The cut across the mesa
The image -click on it to enlarge it- shows the excavation to cut across the plateau. In the distance the arrows left and right mark the same cliffs, and the central arrow shows the famous Owl Rock.
The highway followed the course marked with a yellow line in our custom map into Laguna. Later in the 1950s it was upgraded to four lanes and in the 1970s I-40 was built over it.
The highway reaches the San Jose river, now spanned by two bridges built in 1955 for the 4-lane Route 66 alignment.
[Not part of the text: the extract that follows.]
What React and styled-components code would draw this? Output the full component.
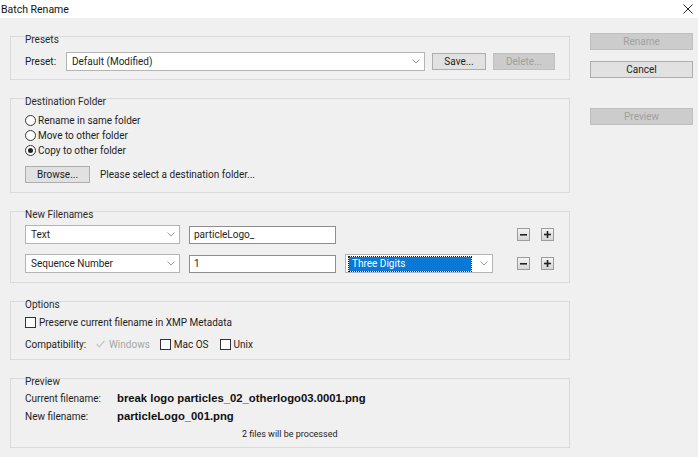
import React from 'react'
import styled, { createGlobalStyle } from 'styled-components'

const GlobalStyle = createGlobalStyle`
  html, body {
    margin: 0;
    padding: 0;
    background: #f0f0f0;
  }
  body {
    font-family: Roboto, "Liberation Sans", Arial, sans-serif;
    font-size: 10px;
    color: #1e1e1e;
  }
`

const Chevron = () => (
  <svg width="8" height="5" viewBox="0 0 8 5">
    <polyline points="0.5,0.5 4,4 7.5,0.5" fill="none" stroke="#9a9a9a" strokeWidth="1" />
  </svg>
)

const Select = ({ value, width, highlighted }) => (
  <SelectBox $width={width}>
    {highlighted ? <Highlight>{value}</Highlight> : <SelectValue>{value}</SelectValue>}
    <ChevronWrap><Chevron /></ChevronWrap>
  </SelectBox>
)

const Minus = () => (
  <MiniButton>
    <svg width="7" height="7" viewBox="0 0 7 7"><rect x="0" y="3" width="7" height="1.6" fill="#222" /></svg>
  </MiniButton>
)

const Plus = () => (
  <MiniButton>
    <svg width="7" height="7" viewBox="0 0 7 7">
      <rect x="0" y="2.7" width="7" height="1.6" fill="#222" />
      <rect x="2.7" y="0" width="1.6" height="7" fill="#222" />
    </svg>
  </MiniButton>
)

const App = () => {
  return (
    <Window>
      <GlobalStyle />
      <TitleBar>
        <span>Batch Rename</span>
        <svg width="10" height="10" viewBox="0 0 10 10">
          <path d="M0.5 0.5 L9.5 9.5 M9.5 0.5 L0.5 9.5" stroke="#222" strokeWidth="1" />
        </svg>
      </TitleBar>
      <Body>
        <LeftColumn>
          <Group $pb={8}>
            <GroupLabel $mb={7}>Presets</GroupLabel>
            <Row>
              <FieldLabel $width={41}>Preset:</FieldLabel>
              <Select value="Default (Modified)" width={359} />
              <Button $width={54} $ml={7}>Save...</Button>
              <Button $width={62} $ml={7} disabled>Delete...</Button>
            </Row>
          </Group>

          <Group $pb={9}>
            <GroupLabel $mb={6}>Destination Folder</GroupLabel>
            <OptionRow $h={15}><Radio /><span>Rename in same folder</span></OptionRow>
            <OptionRow $h={15}><Radio /><span>Move to other folder</span></OptionRow>
            <OptionRow $h={15}><Radio $checked /><span>Copy to other folder</span></OptionRow>
            <Row $mt={8}>
              <Button $width={65}>Browse...</Button>
              <Hint>Please select a destination folder...</Hint>
            </Row>
          </Group>

          <Group $pb={9}>
            <GroupLabel $mb={5}>New Filenames</GroupLabel>
            <Row>
              <Select value="Text" width={155} />
              <TextInput $width={147}>particleLogo_</TextInput>
              <Spacer $width={148} />
              <MiniButtons><Minus /><Plus /></MiniButtons>
            </Row>
            <Row $mt={10}>
              <Select value="Sequence Number" width={155} />
              <TextInput $width={147}>1</TextInput>
              <Select value="Three Digits" width={148} highlighted />
              <MiniButtons><Minus /><Plus /></MiniButtons>
            </Row>
          </Group>

          <Group $pb={8}>
            <GroupLabel $mb={5}>Options</GroupLabel>
            <OptionRow $h={14}><Checkbox /><span>Preserve current filename in XMP Metadata</span></OptionRow>
            <OptionRow $h={14} $mt={8}>
              <FieldLabel $width={70}>Compatibility:</FieldLabel>
              <Checkbox $disabled $checked>
                <svg width="9" height="8" viewBox="0 0 9 8">
                  <polyline points="0.5,4 3.2,6.8 8.5,0.8" fill="none" stroke="#c4c4c4" strokeWidth="1.2" />
                </svg>
              </Checkbox>
              <Muted>Windows</Muted>
              <Checkbox $ml={10} /><span>Mac OS</span>
              <Checkbox $ml={11} /><span>Unix</span>
            </OptionRow>
          </Group>

          <Group $pb={6}>
            <GroupLabel $mb={4}>Preview</GroupLabel>
            <OptionRow $h={14}>
              <FieldLabel $width={92}>Current filename:</FieldLabel>
              <Value>break logo particles_02_otherlogo03.0001.png</Value>
            </OptionRow>
            <OptionRow $h={14} $mt={4}>
              <FieldLabel $width={92}>New filename:</FieldLabel>
              <Value>particleLogo_001.png</Value>
            </OptionRow>
            <OptionRow $h={14} $mt={4}>
              <Note>2 files will be processed</Note>
            </OptionRow>
          </Group>
        </LeftColumn>

        <RightColumn>
          <SideButton disabled>Rename</SideButton>
          <SideButton $mt={11}>Cancel</SideButton>
          <SideButton $mt={30} disabled>Preview</SideButton>
        </RightColumn>
      </Body>
    </Window>
  )
}

export default App

const Window = styled.div`
  width: 698px;
  height: 457px;
  background: #f0f0f0;
  overflow: hidden;
`

const TitleBar = styled.div`
  height: 18px;
  background: #ffffff;
  display: flex;
  align-items: center;
  justify-content: space-between;
  padding: 0 5px 0 1px;
  font-size: 10.5px;
  color: #111;
  box-sizing: border-box;
`

const Body = styled.div`
  display: flex;
  padding: 15px 0 0 10px;
`

const LeftColumn = styled.div`
  width: 560px;
  display: flex;
  flex-direction: column;
  gap: 18px;
  padding-top: 3px;
`

const RightColumn = styled.div`
  width: 103px;
  margin-left: 20px;
  display: flex;
  flex-direction: column;
`

const Group = styled.div`
  border: 1px solid #dadada;
  padding: 0 14px ${p => p.$pb}px 14px;
  box-sizing: border-box;
`

const GroupLabel = styled.div`
  line-height: 10px;
  height: 10px;
  margin-top: -2px;
  margin-bottom: ${p => p.$mb}px;
  color: #2a2a2a;
`

const Row = styled.div`
  display: flex;
  align-items: center;
  margin-top: ${p => p.$mt || 0}px;
`

const OptionRow = styled.div`
  display: flex;
  align-items: center;
  height: ${p => p.$h}px;
  margin-top: ${p => p.$mt || 0}px;
  white-space: nowrap;
`

const FieldLabel = styled.span`
  width: ${p => p.$width}px;
  flex-shrink: 0;
  white-space: nowrap;
`

const SelectBox = styled.div`
  width: ${p => p.$width}px;
  height: 19px;
  box-sizing: border-box;
  background: #ffffff;
  border: 1px solid #b4b4b4;
  display: flex;
  align-items: center;
  padding: 0 2px 0 3px;
  flex-shrink: 0;
  & + & { margin-left: 9px; }
`

const SelectValue = styled.span`
  flex: 1;
  padding-left: 2px;
  white-space: nowrap;
`

const Highlight = styled.span`
  flex: 1;
  height: 14px;
  line-height: 13px;
  background: #0a78d6;
  color: #ffffff;
  outline: 1px dotted #1a1a1a;
  box-sizing: border-box;
  padding-left: 3px;
  margin-right: 7px;
  white-space: nowrap;
`

const ChevronWrap = styled.span`
  width: 12px;
  display: flex;
  justify-content: center;
`

const TextInput = styled.div`
  width: ${p => p.$width}px;
  height: 18px;
  box-sizing: border-box;
  background: #ffffff;
  border: 1px solid #8e8e8e;
  margin: 0 9px;
  padding-left: 4px;
  line-height: 16px;
  flex-shrink: 0;
`

const Spacer = styled.div`
  width: ${p => p.$width}px;
  flex-shrink: 0;
`

const MiniButtons = styled.div`
  display: flex;
  gap: 11px;
  margin-left: 24px;
`

const MiniButton = styled.div`
  width: 13px;
  height: 13px;
  box-sizing: border-box;
  border: 1px solid #9c9c9c;
  background: linear-gradient(#f4f4f4, #d6d6d6);
  display: flex;
  align-items: center;
  justify-content: center;
`

const Button = styled.button`
  width: ${p => p.$width}px;
  height: 17px;
  margin-left: ${p => p.$ml || 0}px;
  padding: 0;
  box-sizing: border-box;
  font-family: inherit;
  font-size: 10px;
  background: ${p => (p.disabled ? '#cccccc' : '#e1e1e1')};
  border: 1px solid ${p => (p.disabled ? '#bfbfbf' : '#adadad')};
  color: ${p => (p.disabled ? '#a0a0a0' : '#1e1e1e')};
  flex-shrink: 0;
`

const SideButton = styled(Button)`
  width: 103px;
  margin-top: ${p => p.$mt || 0}px;
`

const Hint = styled.span`
  margin-left: 10px;
`

const Radio = styled.span`
  width: 11px;
  height: 11px;
  box-sizing: border-box;
  border-radius: 50%;
  border: 1px solid #333;
  background: #fff;
  margin-right: 2px;
  display: inline-flex;
  align-items: center;
  justify-content: center;
  flex-shrink: 0;
  &::after {
    content: '';
    width: 5px;
    height: 5px;
    border-radius: 50%;
    background: ${p => (p.$checked ? '#222' : 'transparent')};
  }
`

const Checkbox = styled.span`
  width: 11px;
  height: 11px;
  box-sizing: border-box;
  border: 1px solid ${p => (p.$disabled ? 'transparent' : '#333')};
  background: ${p => (p.$disabled ? 'transparent' : '#fff')};
  margin-right: 3px;
  margin-left: ${p => p.$ml || 0}px;
  display: inline-flex;
  align-items: center;
  justify-content: center;
  flex-shrink: 0;
`

const Muted = styled.span`
  color: #a6a6a6;
`

const Value = styled.span`
  font-family: "Liberation Sans", Arial, sans-serif;
  font-weight: 700;
  font-size: 11.3px;
  color: #111;
`

const Note = styled.span`
  margin-left: 217px;
  font-size: 9px;
`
The first bridge, pictured below was a wooden bridge located 100 yards of the current one, and it entered the village along Marmon Rd., and then curved around it following the old railroad bed of the first railway alignment in the area (green line in our custom map), the traffic along a dusty road was dangerous, noisy and distrubed the locals so the Pueblo leaders negotiated with the authorities to move the highway out of the village and it was realigned along its northern side.
The 1930s alignment crossed the river using a new timber bridge located where the modern ones are placed.
Abraham's Conoco ❌
On the south side of the higway, on the western bank of the river was Seigfried Abraham's Conoco station, later the Laguna Mart (gone; we use this symbol to mark buildings that have been torn down ❌).
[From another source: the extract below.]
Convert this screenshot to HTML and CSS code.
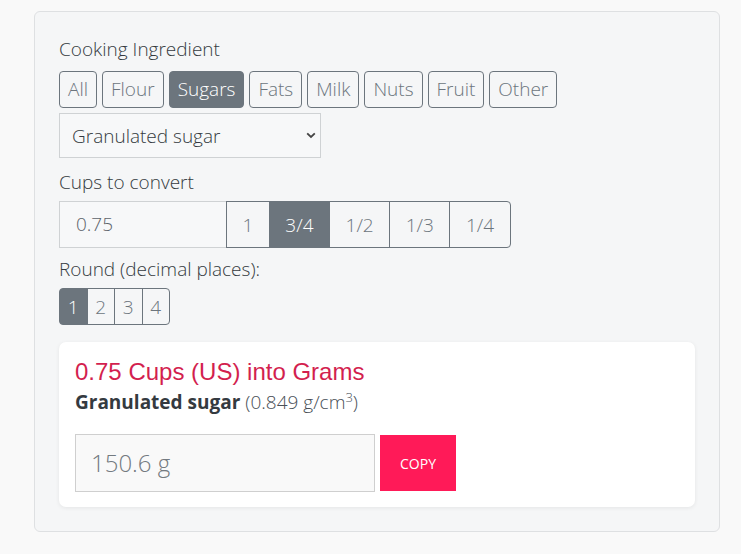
FILE: index.html
```html
<!DOCTYPE html>
<html lang="en">
<head>
<meta charset="utf-8">
<title>Cups to Grams</title>
<link rel="stylesheet" href="styles.css">
</head>
<body>
<div class="card">
  <div class="label">Cooking Ingredient</div>
  <div class="btn-row">
    <button class="btn">All</button>
    <button class="btn">Flour</button>
    <button class="btn active">Sugars</button>
    <button class="btn">Fats</button>
    <button class="btn">Milk</button>
    <button class="btn">Nuts</button>
    <button class="btn">Fruit</button>
    <button class="btn">Other</button>
  </div>
  <div class="select-wrap">
    <select class="select"><option>Granulated sugar</option></select>
    <svg class="chev" width="10" height="7" viewBox="0 0 10 7"><path d="M1.2 1.3 L5 5 L8.8 1.3" fill="none" stroke="#444" stroke-width="1.8"/></svg>
  </div>
  <div class="label second">Cups to convert</div>
  <div class="input-group">
    <div class="cups-input">0.75</div>
    <button class="gbtn">1</button>
    <button class="gbtn active">3/4</button>
    <button class="gbtn">1/2</button>
    <button class="gbtn">1/3</button>
    <button class="gbtn last">1/4</button>
  </div>
  <div class="label third">Round (decimal places):</div>
  <div class="round-group">
    <button class="rbtn active first">1</button>
    <button class="rbtn">2</button>
    <button class="rbtn">3</button>
    <button class="rbtn last">4</button>
  </div>
  <div class="result">
    <div class="result-title">0.75 Cups (US) into Grams</div>
    <div class="result-sub"><strong>Granulated sugar</strong> <span class="density">(0.849 g/cm<sup>3</sup>)</span></div>
    <div class="output-row">
      <div class="output">150.6 g</div>
      <button class="copy">COPY</button>
    </div>
  </div>
</div>
</body>
</html>
```
FILE: styles.css
```css
* { box-sizing: border-box; }
html, body { margin: 0; }
body {
  background: #f9f9f9;
  padding: 11px 0 0 34px;
  font-family: "Open Sans", "Liberation Sans", sans-serif;
  color: #343a40;
}
.card {
  width: 686px;
  height: 521px;
  background: #f5f6f7;
  border: 1px solid #dee0e2;
  border-radius: 6px;
  padding: 24px;
}
.label {
  font-size: 19px;
  font-weight: 300;
  line-height: 27px;
  color: #343a40;
  margin-bottom: 8px;
}
.label.second { margin-top: 11px; margin-bottom: 5px; }
.label.third { margin-top: 8px; margin-bottom: 5px; }
.btn-row { display: flex; gap: 5px; }
.btn {
  font-family: "Open Sans", sans-serif;
  font-weight: 300;
  font-size: 19px;
  line-height: 27px;
  padding: 4px 8px;
  border: 1px solid #6c757d;
  border-radius: 4px;
  background: transparent;
  color: #6c757d;
  margin: 0;
}
.btn.active, .gbtn.active, .rbtn.active {
  background: #6c757d;
  color: #fff;
}
.select-wrap {
  position: relative;
  width: 262px;
  margin-top: 5px;
}
.select {
  display: block;
  width: 262px;
  height: 45px;
  appearance: none;
  -webkit-appearance: none;
  background: #f7f8f9;
  border: 1px solid #cfd2d4;
  border-radius: 0;
  padding: 0 12px;
  font-family: "Open Sans", sans-serif;
  font-weight: 300;
  font-size: 19px;
  color: #343a40;
}
.chev { position: absolute; right: 5px; top: 19px; }
.input-group { display: flex; height: 47px; }
.cups-input {
  width: 168px;
  border: 1px solid #cfd2d4;
  background: #f7f8f9;
  padding: 0 16px;
  font-weight: 300;
  font-size: 19px;
  line-height: 45px;
  color: #5c636a;
}
.gbtn {
  font-family: "Open Sans", sans-serif;
  font-weight: 300;
  font-size: 19px;
  border: 1px solid #6c757d;
  background: transparent;
  color: #6c757d;
  margin: 0 0 0 -1px;
  padding: 0 15.5px;
  border-radius: 0;
}
.gbtn.last { border-radius: 0 4px 4px 0; }
.round-group { display: flex; height: 37px; }
.rbtn {
  font-family: "Open Sans", sans-serif;
  font-weight: 300;
  font-size: 19px;
  width: 28.5px;
  padding: 0;
  border: 1px solid #6c757d;
  background: transparent;
  color: #6c757d;
  margin: 0 0 0 -1px;
  border-radius: 0;
}
.rbtn.first { margin-left: 0; border-radius: 4px 0 0 4px; }
.rbtn.last { border-radius: 0 4px 4px 0; }
.result {
  margin-top: 17px;
  background: #fff;
  border-radius: 7px;
  box-shadow: 0 1px 4px rgba(0,0,0,0.07);
  padding: 15px 16px 15px 16px;
  height: 165px;
}
.result-title {
  font-family: "Liberation Sans", Arial, sans-serif;
  font-size: 24px;
  line-height: 30px;
  color: #d31f4f;
}
.result-sub {
  margin-top: 1px;
  font-size: 19px;
  line-height: 28px;
  color: #343a40;
}
.result-sub strong { font-weight: 700; }
.density {
  font-weight: 300;
  color: #495057;
}
.density sup { font-size: 13px; line-height: 0; }
.output-row { display: flex; gap: 5px; margin-top: 18px; align-items: flex-start; }
.output {
  width: 300px;
  height: 58px;
  background: #f9f9f9;
  border: 1px solid #cfcfcf;
  padding: 0 15px;
  font-weight: 300;
  font-size: 24px;
  line-height: 56px;
  color: #737a80;
}
.copy {
  margin-top: 1px;
  width: 76px;
  height: 56px;
  border: none;
  background: #ff1a58;
  color: #fff;
  font-family: "Open Sans", sans-serif;
  font-size: 14px;
  padding: 0;
}
```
In 1893, Kenneth and John Gunn opened one of the first trading posts in Laguna opposite the AT & SF water tower on Marmon Rd., and a flour mill on the San Jose river bank. Gunn moved the mill to the trading post after a flood washed it away. It was located on the old trail that linked Laguna with Los Lunas and Albuquerque, that later became Route 66. When the new bridge was built in 1930, it was roughly 100 yards north of the old one, bypassing the trading post.
Seigfried Abraham quickly saw the opportunity and opened a Conoco gas station and a trading post on the new alighment; it closed when Abraham passed away in 1938. The picture (click on it to enlarge it) shows the Conoco -right- in 1935, and the current view of the same spot. Siegfreid's daughter and her husband Joe Fernandez reopened it in 1945 adding a store, and butcher shop (1). Both the Mart with its Standard gas station and the Conoco are pictured below:
On the corner, the Rio San Jose Rd. extended to the left along the river's west bank towards the historic village church and plaza, and to right to Seboyeta. It was the first alignment of the A.T. & S. F. railroad across Laguna. Route's first alignment followed it (left) into the village. You can drive along this first alignment to reach the church that is half a mile away (map with directions).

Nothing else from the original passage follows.